This Thursday, February 25th at 5:00pm CST, Professor Annabel Wharton (Art History, Duke University) will present her talk “Contemporary Uses of the Reconstructed Past: The Model of Herodian Jerusalem in the Israel Museum.”
Annabel Wharton’s talk considers the reciprocal effects of a model of an ancient city and its modern observers. The “Holy Land Hotel Model of Ancient Jerusalem” was constructed under the direction of Michael Avi Yonah, a distinguished senior Israeli archaeologist; later, the project was supervised by another eminent archaeologist, Yoram Tsafrir. The model, opened to the public in 1966 on the grounds of the Holy Land Hotel in the suburbs of Jerusalem, was moved to the Israel Museum in 2006. Not only has the location of the model shifted in those forty years, but also its audiences and its meanings have changed. For its scholarly makers, the model was a scientific archive.

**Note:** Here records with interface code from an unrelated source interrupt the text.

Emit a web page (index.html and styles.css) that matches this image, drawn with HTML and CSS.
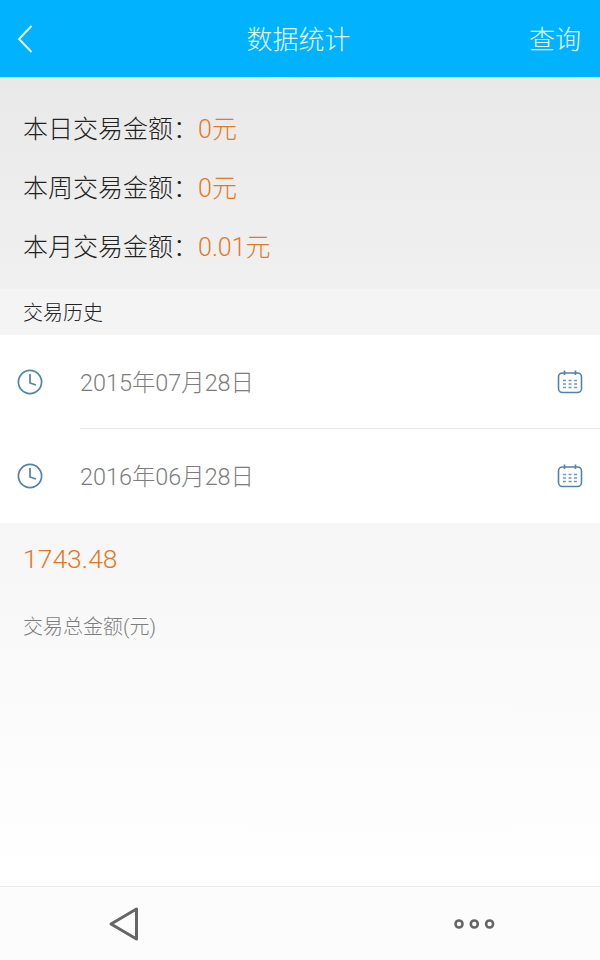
FILE: index.html
```html
<!DOCTYPE html>
<html lang="zh-CN">
<head>
    <meta charset="UTF-8">
    <meta name="viewport" content="width=device-width, initial-scale=1.0">
    <title>数据统计</title>
    <link rel="stylesheet" href="styles.css">
</head>
<body>
    <div class="page">
        <header class="topbar">
            <svg class="back" width="18" height="30" viewBox="0 0 18 30">
                <path d="M15.5 2 L3 15 L15.5 28" fill="none" stroke="#e6f7ff" stroke-width="2"/>
            </svg>
            <h1 class="title">数据统计</h1>
            <span class="query">查询</span>
        </header>

        <section class="stats">
            <div class="stat">本日交易金额：<span class="money">0元</span></div>
            <div class="stat">本周交易金额：<span class="money">0元</span></div>
            <div class="stat">本月交易金额：<span class="money">0.01元</span></div>
        </section>

        <div class="section-label">交易历史</div>

        <section class="dates">
            <div class="date-row">
                <svg class="clock" width="26" height="26" viewBox="0 0 26 26">
                    <circle cx="13" cy="13" r="11.6" fill="none" stroke="#4f84ab" stroke-width="1.7"/>
                    <path d="M13 5 V14 L19 16" fill="none" stroke="#4f84ab" stroke-width="1.7"/>
                </svg>
                <div class="date-main">
                    <span class="date-text">2015年07月28日</span>
                    <svg class="calendar" width="26" height="26" viewBox="0 0 26 26">
                        <use href="#cal"/>
                    </svg>
                </div>
            </div>
            <div class="date-row">
                <svg class="clock" width="26" height="26" viewBox="0 0 26 26">
                    <circle cx="13" cy="13" r="11.6" fill="none" stroke="#4f84ab" stroke-width="1.7"/>
                    <path d="M13 5 V14 L19 16" fill="none" stroke="#4f84ab" stroke-width="1.7"/>
                </svg>
                <div class="date-main">
                    <span class="date-text">2016年06月28日</span>
                    <svg class="calendar" width="26" height="26" viewBox="0 0 26 26">
                        <use href="#cal"/>
                    </svg>
                </div>
            </div>
        </section>

        <section class="total">
            <div class="total-num">1743.48</div>
            <div class="total-label">交易总金额(元)</div>
        </section>

        <footer class="navbar">
            <svg width="32" height="36" viewBox="0 0 32 36">
                <path d="M3 18 L28.5 3 V33 Z" fill="none" stroke="#666" stroke-width="3" stroke-linejoin="round"/>
            </svg>
            <svg width="41" height="14" viewBox="0 0 41 14">
                <circle cx="5" cy="7" r="3.5" fill="none" stroke="#666" stroke-width="2.6"/>
                <circle cx="20.3" cy="7" r="3.5" fill="none" stroke="#666" stroke-width="2.6"/>
                <circle cx="35.6" cy="7" r="3.5" fill="none" stroke="#666" stroke-width="2.6"/>
            </svg>
        </footer>
    </div>

    <!-- 日历图标 -->
    <svg width="0" height="0" class="defs">
        <symbol id="cal" viewBox="0 0 26 26">
            <rect x="1.5" y="4" width="23" height="19.5" rx="4" fill="none" stroke="#4f84ab" stroke-width="1.6"/>
            <path d="M7.5 1.5 V6 M18.5 1.5 V6" fill="none" stroke="#4f84ab" stroke-width="1.6"/>
            <path d="M6 11.5 H9 M11.5 11.5 H14.5 M17 11.5 H20 M6 15 H9 M11.5 15 H14.5 M17 15 H20 M6 18.5 H9 M11.5 18.5 H14.5 M17 18.5 H20" fill="none" stroke="#6f9abb" stroke-width="1.7"/>
        </symbol>
    </svg>
</body>
</html>
```

FILE: styles.css
```css
* {
    box-sizing: border-box;
}
body {
    margin: 0;
    font-family: Roboto, "Noto Sans CJK SC", sans-serif;
    background: #fff;
}
.page {
    width: 600px;
    height: 960px;
    display: flex;
    flex-direction: column;
    overflow: hidden;
}
.defs {
    position: absolute;
}

/* 顶部栏 */
.topbar {
    height: 77px;
    flex: none;
    background: #00b2ff;
    color: #e6f7ff;
    display: grid;
    grid-template-columns: 1fr auto 1fr;
    align-items: center;
    padding: 0 19px 0 16px;
}
.title {
    margin: 0 0 3px;
    font-size: 26px;
    font-weight: 300;
}
.query {
    justify-self: end;
    margin-bottom: 3px;
    font-size: 26px;
    font-weight: 300;
}

/* 统计 */
.stats {
    height: 212px;
    flex: none;
    background: linear-gradient(#e9e9e9, #f0f0f0);
    padding: 23px 0 0 23px;
}
.stat {
    height: 59px;
    line-height: 59px;
    font-size: 25px;
    font-weight: 300;
    color: #222;
    white-space: nowrap;
}
.money {
    color: #e07a24;
}
.section-label {
    height: 46px;
    flex: none;
    line-height: 48px;
    padding-left: 23px;
    font-size: 20px;
    font-weight: 300;
    color: #222;
    background: #f4f4f4;
}

/* 日期 */
.dates {
    flex: none;
    background: #fff;
}
.date-row {
    height: 94px;
    display: flex;
    align-items: center;
    padding-left: 17px;
}
.date-main {
    flex: 1;
    height: 94px;
    margin-left: 37px;
    padding-right: 17px;
    display: flex;
    align-items: center;
    justify-content: space-between;
}
.date-row:first-child .date-main {
    border-bottom: 1px solid #e6e6e6;
}
.date-text {
    margin-bottom: 2px;
    font-size: 23.4px;
    font-weight: 300;
    color: #7d7d7d;
}
.clock {
    flex: none;
}
.calendar {
    flex: none;
}

/* 总金额 */
.total {
    flex: 1;
    background: linear-gradient(#f6f6f6, #fff);
    padding-left: 23px;
}
.total-num {
    margin-top: 19px;
    font-size: 26.5px;
    font-weight: 300;
    line-height: 34px;
    color: #e07a24;
}
.total-label {
    margin-top: 36px;
    font-size: 20px;
    font-weight: 300;
    line-height: 30px;
    color: #7d7d7d;
}

/* 底部导航 */
.navbar {
    height: 74px;
    flex: none;
    background: #fcfcfc;
    border-top: 1px solid #ececec;
    display: flex;
    align-items: center;
    justify-content: space-between;
    padding: 0 105px 0 108px;
}
```
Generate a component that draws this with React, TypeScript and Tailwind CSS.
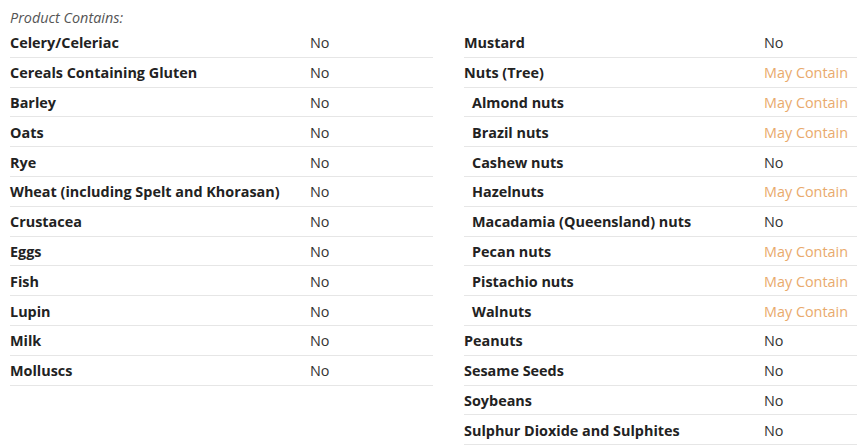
import React from "react";

type Row = { label: string; value: string; sub?: boolean };

const left: Row[] = [
  { label: "Celery/Celeriac", value: "No" },
  { label: "Cereals Containing Gluten", value: "No" },
  { label: "Barley", value: "No" },
  { label: "Oats", value: "No" },
  { label: "Rye", value: "No" },
  { label: "Wheat (including Spelt and Khorasan)", value: "No" },
  { label: "Crustacea", value: "No" },
  { label: "Eggs", value: "No" },
  { label: "Fish", value: "No" },
  { label: "Lupin", value: "No" },
  { label: "Milk", value: "No" },
  { label: "Molluscs", value: "No" },
];

const right: Row[] = [
  { label: "Mustard", value: "No" },
  { label: "Nuts (Tree)", value: "May Contain" },
  { label: "Almond nuts", value: "May Contain", sub: true },
  { label: "Brazil nuts", value: "May Contain", sub: true },
  { label: "Cashew nuts", value: "No", sub: true },
  { label: "Hazelnuts", value: "May Contain", sub: true },
  { label: "Macadamia (Queensland) nuts", value: "No", sub: true },
  { label: "Pecan nuts", value: "May Contain", sub: true },
  { label: "Pistachio nuts", value: "May Contain", sub: true },
  { label: "Walnuts", value: "May Contain", sub: true },
  { label: "Peanuts", value: "No" },
  { label: "Sesame Seeds", value: "No" },
  { label: "Soybeans", value: "No" },
  { label: "Sulphur Dioxide and Sulphites", value: "No" },
];

function Table({ rows, className }: { rows: Row[]; className: string }) {
  return (
    <div className={className}>
      {rows.map((r) => (
        <div
          key={r.label}
          className="flex items-center h-[29.8px] pt-[2px] border-b border-[#e6e6e6] text-[14.4px] leading-[20px]"
        >
          <div
            className={`w-[300px] shrink-0 font-bold text-[#222] ${r.sub ? "pl-[8px]" : ""}`}
          >
            {r.label}
          </div>
          <div className={r.value === "No" ? "text-[#333]" : "text-[#e9aa6c]"}>{r.value}</div>
        </div>
      ))}
    </div>
  );
}

export default function App() {
  return (
    <div
      className="w-[857px] h-[445px] overflow-hidden bg-white pl-[10px]"
      style={{ fontFamily: '"Open Sans", sans-serif' }}
    >
      <div className="h-[28.5px] pt-[8px] text-[14.4px] leading-[20px] italic text-[#555]">
        Product Contains:
      </div>
      <div className="flex items-start gap-[31px] -mt-[0.5px]">
        <Table rows={left} className="w-[423px] shrink-0" />
        <Table rows={right} className="w-[400px] shrink-0" />
      </div>
    </div>
  );
}
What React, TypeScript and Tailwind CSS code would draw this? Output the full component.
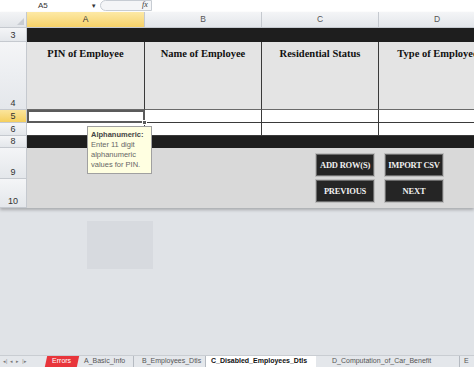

For the model’s Jewish, Christian and Palestinian observers, it has had very different meanings, some of which have affected its form. This paper demonstrates how a model is, in unexpected ways, historical and political, and how those politics and histories are unstable and interdependent.
This lecture is part of the Jerusalem in the Medieval and Modern Imagination Borghesi-Mellon Workshop.